Having seen Home Counties support DITZ in February I felt, and hoped, they were destined for big things. Well, since that gig and a the debut single release of ‘Redevelopment’ in March they are on their way to realising this having signed to the always excellent Alcopop Records label. I think this is a great fit as Alcopops really look out for their artists as demonstrated by the mutual respect between artist to label was touchingly demonstrated through the break-up of Nelson Can this year).
With a running time squeaking just over the two-minute mark Dad Bod is a thin slice of Home Counties goodness, but don’t underestimate how much Home Counties can cram into this. The bass kicks off the track like a post-modern ‘My Sharona’ before woodblock and cowbell herald guitar and recorder (that’s right a recorder, the weapon of choice for primary school kids). This has a more restrained pace than the eclectic-frenetic spasm of ‘Redevelopment’ but it suits the methodical dismantling of what songwriter and vocalist Will Harrison says is exploring “modern middle-class masculinity”. It’s a satirical look at the more sinister side of certain misguided middle-aged males: “Don’t he know he’s overpaid? Don’t he know he’s twice her age? Man’s rights lobbyist, can’t he see it’s obvious?”

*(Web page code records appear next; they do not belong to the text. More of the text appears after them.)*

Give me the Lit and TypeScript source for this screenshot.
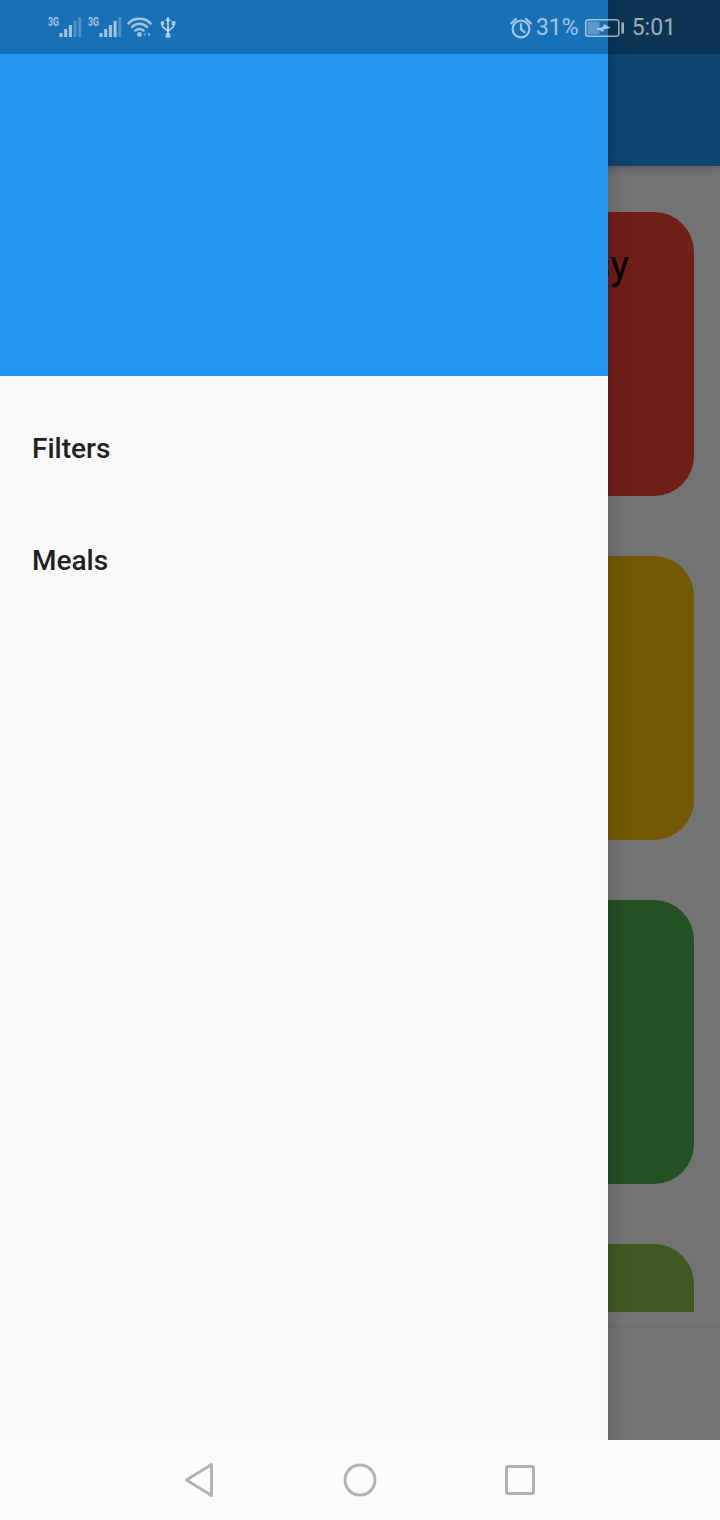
import { LitElement, html, css, svg } from "lit";
import { customElement } from "lit/decorators.js";

const signal = (bright: number) => {
  const xs = [11.5, 16.2, 20.9, 25.6, 30.3];
  const hs = [4, 8, 12, 16, 20];
  return svg`
  <svg width="34" height="26" viewBox="0 0 34 26">
    <text x="0" y="12" font-family="Roboto, sans-serif" font-size="12.5" font-weight="700" textLength="11" lengthAdjust="spacingAndGlyphs" fill="currentColor">3G</text>
    ${xs.map(
      (x, i) =>
        svg`<rect x="${x}" y="${23 - hs[i]}" width="3" height="${hs[i]}" fill="currentColor" opacity="${i < bright ? 1 : 0.4}"/>`
    )}
  </svg>`;
};

@customElement("app-root")
export class AppRoot extends LitElement {
  static styles = css`
    :host {
      display: block;
      width: 720px;
      height: 1520px;
      font-family: Roboto, "Noto Sans", sans-serif;
      overflow: hidden;
    }
    .page { display: flex; flex-direction: column; width: 720px; height: 1520px; }
    .screen {
      position: relative;
      height: 1440px;
      background: #fafafa;
      overflow: hidden;
      display: flex;
      flex-direction: column;
    }
    .appbar {
      height: 166px;
      flex: none;
      background: #2196f3;
      box-shadow: 0 3px 6px rgba(0, 0, 0, 0.2);
    }
    .body { height: 1146px; flex: none; overflow: hidden; }
    .grid {
      display: grid;
      grid-template-columns: 314px 314px;
      grid-auto-rows: 284px;
      gap: 60px 40px;
      padding: 46px 26px;
    }
    .card {
      border-radius: 40px;
      padding: 30px 20px;
      font-size: 40px;
      line-height: 47px;
      color: #000;
    }
    .bottom {
      margin-top: 16px;
      flex: 1;
      background: #fafafa;
      box-shadow: 0 -1px 2px rgba(0, 0, 0, 0.06);
    }
    .scrim { position: absolute; inset: 0; background: rgba(0, 0, 0, 0.54); }
    .drawer {
      position: absolute;
      left: 0;
      top: 0;
      bottom: 0;
      width: 608px;
      background: #fafafa;
      box-shadow: 0 0 20px rgba(0, 0, 0, 0.22);
      display: flex;
      flex-direction: column;
    }
    .drawer-head { height: 376px; flex: none; background: #2196f3; }
    .list { padding: 16px 0; display: flex; flex-direction: column; }
    .item {
      height: 112px;
      padding: 0 32px;
      display: flex;
      align-items: center;
      font-size: 28px;
      font-weight: 500;
      color: #212121;
    }
    .status {
      position: absolute;
      left: 0;
      right: 0;
      top: 0;
      height: 54px;
      box-sizing: border-box;
      padding: 0 44px 0 48px;
      background: rgba(0, 0, 0, 0.25);
      color: rgba(255, 255, 255, 0.6);
      display: flex;
      align-items: center;
      justify-content: space-between;
    }
    .group { display: flex; align-items: center; }
    .left { gap: 6px; }
    .left svg { display: block; }
    .wifi { margin-left: -1px; }
    .right { font-size: 23px; padding-top: 1px; }
    .pct { margin: 0 6px 0 4px; }
    .time { margin-left: 7px; }
    .nav {
      height: 80px;
      flex: none;
      background: #fcfcfc;
      display: flex;
      align-items: center;
      justify-content: center;
      gap: 112px;
    }
    .nav svg { display: block; }
  `;

  render() {
    return html`
      <div class="page">
        <div class="screen">
          <div class="appbar"></div>
          <div class="body">
            <div class="grid">
              <div class="card" style="background:#9c27b0"></div>
              <div class="card" style="background:#f44336">Quick &amp; Easy</div>
              <div class="card" style="background:#ff9800"></div>
              <div class="card" style="background:#ffc107"></div>
              <div class="card" style="background:#2196f3"></div>
              <div class="card" style="background:#4caf50"></div>
              <div class="card" style="background:#00bcd4"></div>
              <div class="card" style="background:#8bc34a"></div>
            </div>
          </div>
          <div class="bottom"></div>
          <div class="scrim"></div>
          <div class="drawer">
            <div class="drawer-head"></div>
            <div class="list">
              <div class="item">Filters</div>
              <div class="item">Meals</div>
            </div>
          </div>
          <div class="status">
            <div class="group left">
              ${signal(3)}${signal(4)}
              <svg class="wifi" width="27" height="26" viewBox="0 0 27 26" fill="none" stroke="currentColor" stroke-linecap="round" stroke-width="2.5">
                <path d="M1.5 9.5C6.5 3.2 18.5 3.2 23.5 9.5"/>
                <path d="M5 13C9 8.8 16 8.8 20 13"/>
                <path d="M8.5 16.5C11 14.6 14 14.6 16.5 16.5"/>
                <circle cx="12.5" cy="20.5" r="2.4" fill="currentColor" stroke="none"/>
                <path d="M18.5 18.5v4l-2-2zM21 18.5v4l3 -2z" fill="currentColor" stroke="none" opacity="0.75"/>
              </svg>
              <svg width="16" height="26" viewBox="0 0 16 26" fill="none" stroke="currentColor" stroke-width="2">
                <path d="M8 6v15"/>
                <path d="M8 2.5l3 4.5H5z" fill="currentColor" stroke="none"/>
                <circle cx="8" cy="21.5" r="2.6" fill="currentColor" stroke="none"/>
                <circle cx="2.4" cy="9" r="1.9" fill="currentColor" stroke="none"/>
                <rect x="11.6" y="7" width="3.8" height="3.8" fill="currentColor" stroke="none"/>
                <path d="M2.4 10v2.2c0 1.8 5.6 3.4 5.6 5.3M13.5 10v2.2c0 1.8 -5.5 3.4 -5.5 5.3"/>
              </svg>
            </div>
            <div class="group right">
              <svg width="22" height="24" viewBox="0 0 22 24" fill="none" stroke="currentColor" stroke-width="2.2">
                <circle cx="11" cy="13" r="8.4"/>
                <path d="M11 8v5.5l3.6 2.6" stroke-linecap="round"/>
                <path d="M1.2 7.4l4.6-4.4M20.8 7.4l-4.6-4.4" stroke-linecap="round"/>
              </svg>
              <span class="pct">31%</span>
              <svg width="40" height="20" viewBox="0 0 40 20" fill="none">
                <rect x="0.75" y="1.75" width="33" height="16.5" rx="2.5" stroke="currentColor" stroke-width="1.5"/>
                <rect x="2.5" y="3.5" width="12" height="13" fill="currentColor" opacity="0.5"/>
                <rect x="36.3" y="4.5" width="2.7" height="11" fill="currentColor"/>
                <path d="M11 10.5l7-1.6 1-2.9 7 4-7 1.2-1 2.9z" fill="#fff" opacity="0.6"/>
              </svg>
              <span class="time">5:01</span>
            </div>
          </div>
        </div>
        <div class="nav">
          <svg width="60" height="44" viewBox="0 0 60 44" fill="none" stroke="#b3b3b3" stroke-width="3" stroke-linejoin="round">
            <path d="M41.5 6.5v31L16.5 22z"/>
          </svg>
          <svg width="36" height="36" viewBox="0 0 36 36" fill="none" stroke="#b3b3b3" stroke-width="3">
            <circle cx="18" cy="18" r="15"/>
          </svg>
          <svg width="60" height="44" viewBox="0 0 60 44" fill="none" stroke="#b3b3b3" stroke-width="3" stroke-linejoin="round">
            <rect x="16.5" y="8.5" width="27" height="27" rx="1.5"/>
          </svg>
        </div>
      </div>
    `;
  }
}
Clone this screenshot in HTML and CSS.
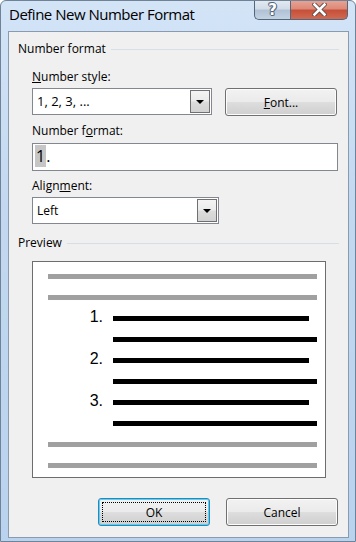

Dad Bod is another Angular Spectangular triumph for a band that I feel sure are going to be making it into the recommended and Top 10 lists of music writers in coming years. Home Counties always bring precision and clarity to their songs but avoid the clinical by infusing songs with humanity and both serious and playful subject matter. The musicianship demonstrated by Will Harrison (vocals/guitar), Conor Kearney (guitar/vocals), Barn Peiser Pepin (synth/percussion/vocals), Sam Woodroffe (bass) and Dan Hearn (drums) is superb and, having seen them live, I know this is not just studio magic. Producer Theo Verney has done a great job not over-embellishing their sound but just allowing a clean recording and great mix to let the song shine.
‘Dad Bod’ is an amuse-bouche before their upcoming Redevelopment EP arrives and it’s available on SoundCloud, Spotify and there’s also a blink-and-you’ll-miss-it limited edition cassette release (only 50 produced) available through the Alcopop webstore.